**Task instructions**
From the entries below, pull out each line where "this" appears.

Pages as source code:
----
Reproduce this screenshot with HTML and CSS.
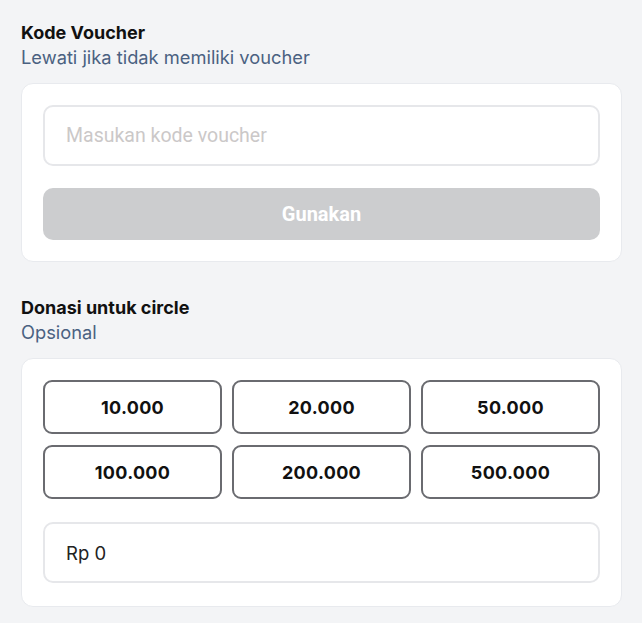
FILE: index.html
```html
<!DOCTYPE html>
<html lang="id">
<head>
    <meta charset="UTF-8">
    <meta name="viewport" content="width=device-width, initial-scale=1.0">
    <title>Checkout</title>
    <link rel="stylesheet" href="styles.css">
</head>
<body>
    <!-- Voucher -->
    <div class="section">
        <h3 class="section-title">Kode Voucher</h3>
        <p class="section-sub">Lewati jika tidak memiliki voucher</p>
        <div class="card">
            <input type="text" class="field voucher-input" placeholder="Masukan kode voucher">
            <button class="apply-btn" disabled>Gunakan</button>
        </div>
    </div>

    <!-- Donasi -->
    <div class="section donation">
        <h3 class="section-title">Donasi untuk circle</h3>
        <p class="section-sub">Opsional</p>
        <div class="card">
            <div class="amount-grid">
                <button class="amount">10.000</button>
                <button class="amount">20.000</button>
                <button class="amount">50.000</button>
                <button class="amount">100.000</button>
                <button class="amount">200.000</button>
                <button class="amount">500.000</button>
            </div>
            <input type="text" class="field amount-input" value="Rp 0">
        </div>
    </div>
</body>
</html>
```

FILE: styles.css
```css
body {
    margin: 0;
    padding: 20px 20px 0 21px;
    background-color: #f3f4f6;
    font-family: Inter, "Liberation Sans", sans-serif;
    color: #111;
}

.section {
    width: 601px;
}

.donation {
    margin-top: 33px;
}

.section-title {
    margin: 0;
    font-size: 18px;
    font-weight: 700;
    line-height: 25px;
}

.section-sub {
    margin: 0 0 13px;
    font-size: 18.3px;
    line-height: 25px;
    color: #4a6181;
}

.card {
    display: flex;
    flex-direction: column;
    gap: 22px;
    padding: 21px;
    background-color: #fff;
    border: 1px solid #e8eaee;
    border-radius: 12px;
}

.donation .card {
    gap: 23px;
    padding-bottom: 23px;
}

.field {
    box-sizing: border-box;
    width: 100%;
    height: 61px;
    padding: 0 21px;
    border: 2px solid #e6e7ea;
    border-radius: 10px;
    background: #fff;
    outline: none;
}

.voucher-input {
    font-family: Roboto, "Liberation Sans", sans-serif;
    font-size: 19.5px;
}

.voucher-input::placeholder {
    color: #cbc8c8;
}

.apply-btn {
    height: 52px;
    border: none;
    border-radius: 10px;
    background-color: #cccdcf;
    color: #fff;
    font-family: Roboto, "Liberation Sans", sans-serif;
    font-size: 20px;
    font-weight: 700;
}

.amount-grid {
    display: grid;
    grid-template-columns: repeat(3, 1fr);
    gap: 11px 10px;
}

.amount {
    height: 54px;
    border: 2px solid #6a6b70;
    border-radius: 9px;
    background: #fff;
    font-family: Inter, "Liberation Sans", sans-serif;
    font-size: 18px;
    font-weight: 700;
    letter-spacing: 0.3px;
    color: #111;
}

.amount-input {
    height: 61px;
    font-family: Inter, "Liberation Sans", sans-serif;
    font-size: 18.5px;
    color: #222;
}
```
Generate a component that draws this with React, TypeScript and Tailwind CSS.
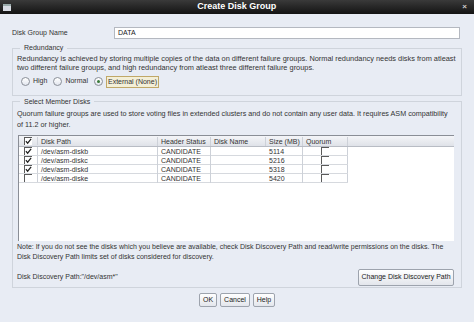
----
**Reply**
Reproduce this screenshot with HTML and CSS.
Generate a component that draws this with React, TypeScript and Tailwind CSS.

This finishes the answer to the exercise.